Someone knocks on the door. My mother rests my head on the pillow. ‘Hello!’ she says, opening the front door. ‘You’re the first to arrive.’
‘Are you alone then, Auntie?’
‘What do you mean? There’s always the two of us in this flat.’
‘Of course. How thoughtless of me. I’m sorry. I came here straight from work. I thought I could help you out before the others arrive. Have one of these fruits I’ve brought you. They only grow in the south.’ It’s Mimi. She visited a few months ago. Perhaps Tian Yi told her to come today. She and my mother sit on the sofa.
A fly that has been trapped in this room for months buzzes around my head, then settles on my hair and lays eggs on my scalp.

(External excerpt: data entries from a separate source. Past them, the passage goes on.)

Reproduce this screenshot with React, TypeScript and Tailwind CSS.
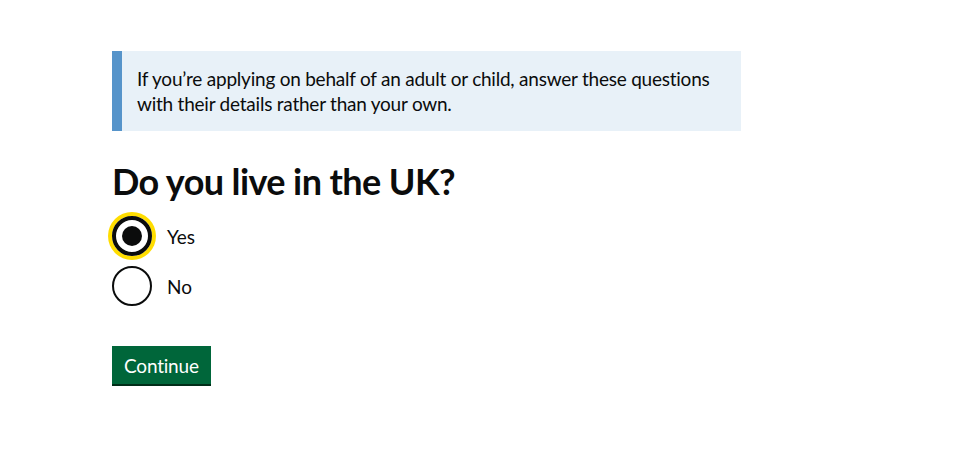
import { useState } from "react";

const options = ["Yes", "No"];

export default function App() {
  const [choice, setChoice] = useState<string>("Yes");

  return (
    <div
      className="min-h-screen bg-white text-[#0b0c0c]"
      style={{ fontFamily: 'Lato, Arial, sans-serif' }}
    >
      <main className="pl-[112px] pt-[51px] w-[741px]">
        {/* Inset notice */}
        <div className="border-l-[10px] border-[#5694ca] bg-[#e8f1f8] px-[15px] py-[15px] text-[19px] leading-[25px] tracking-[-0.23px] whitespace-nowrap">
          <p>
            If you’re applying on behalf of an adult or child, answer these questions
            <br />
            with their details rather than your own.
          </p>
        </div>

        <fieldset className="mt-[30px]">
          <legend className="mb-[15px] text-[36px] leading-[40px] font-bold tracking-[-0.6px]">
            Do you live in the UK?
          </legend>

          <div className="flex flex-col gap-[10px]">
            {options.map((opt) => {
              const checked = choice === opt;
              return (
                <label
                  key={opt}
                  className="flex items-center h-[40px] cursor-pointer"
                  onClick={() => setChoice(opt)}
                >
                  <span
                    className={
                      checked
                        ? "w-[40px] h-[40px] rounded-full border-4 border-[#0b0c0c] shadow-[0_0_0_4px_#ffdd00] flex items-center justify-center"
                        : "w-[40px] h-[40px] rounded-full border-2 border-[#0b0c0c] flex items-center justify-center"
                    }
                  >
                    {checked && <span className="w-[20px] h-[20px] rounded-full bg-[#0b0c0c]" />}
                  </span>
                  <span className="ml-[15px] text-[19px] leading-[25px]">{opt}</span>
                </label>
              );
            })}
          </div>
        </fieldset>

        <button className="mt-[40px] bg-[#00663a] text-white text-[19px] leading-[19px] tracking-[-0.2px] px-[12px] pt-[10px] pb-[9px] shadow-[0_2px_0_#002d18]">
          Continue
        </button>
      </main>
    </div>
  );
}
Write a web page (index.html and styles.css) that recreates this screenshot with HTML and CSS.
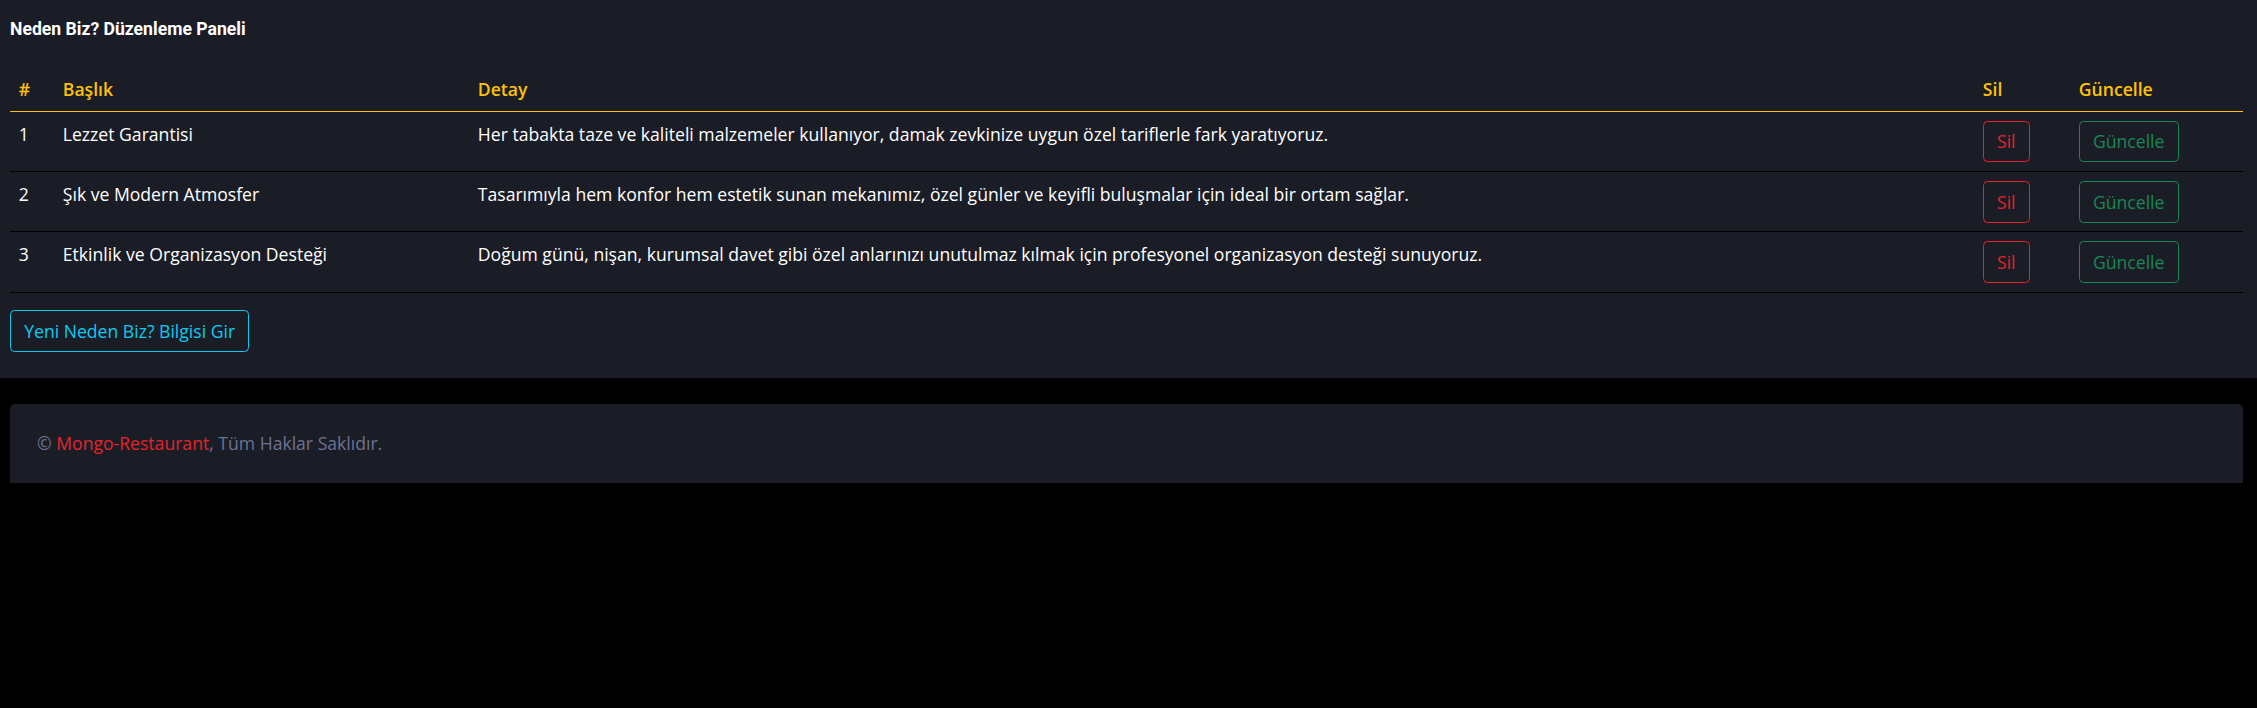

‘Let me take a look at Dai Wei first,’ Mimi says, getting up and heading for my room.
There’s no sheet covering my naked body. My penis is resting on my thigh. She walks in and yelps.
‘Oh, I bet that frightened you!’ my mother says, rushing in and flinging a sheet over me. ‘I’m sorry. I forgot to cover him. I’ve just turned him over. He’s as thin as a rake, but he still weighs a ton. He needs to be turned over every day, like a leg of ham drying in the sun. Hold his arm, will you, and I’ll push him onto his stomach again.’
Mimi grasps my arm. I can feel her breath on my cheek. Her fingers are small and warm.
‘I turn him three times a day. Turn around, turn around . . . After Liberation, we were always singing: “
The poor of the world have had their lives turned around!
” But my life hasn’t turned round yet. See that bedsore on his shoulder. It was raw and infected for a year. It only healed over last winter.’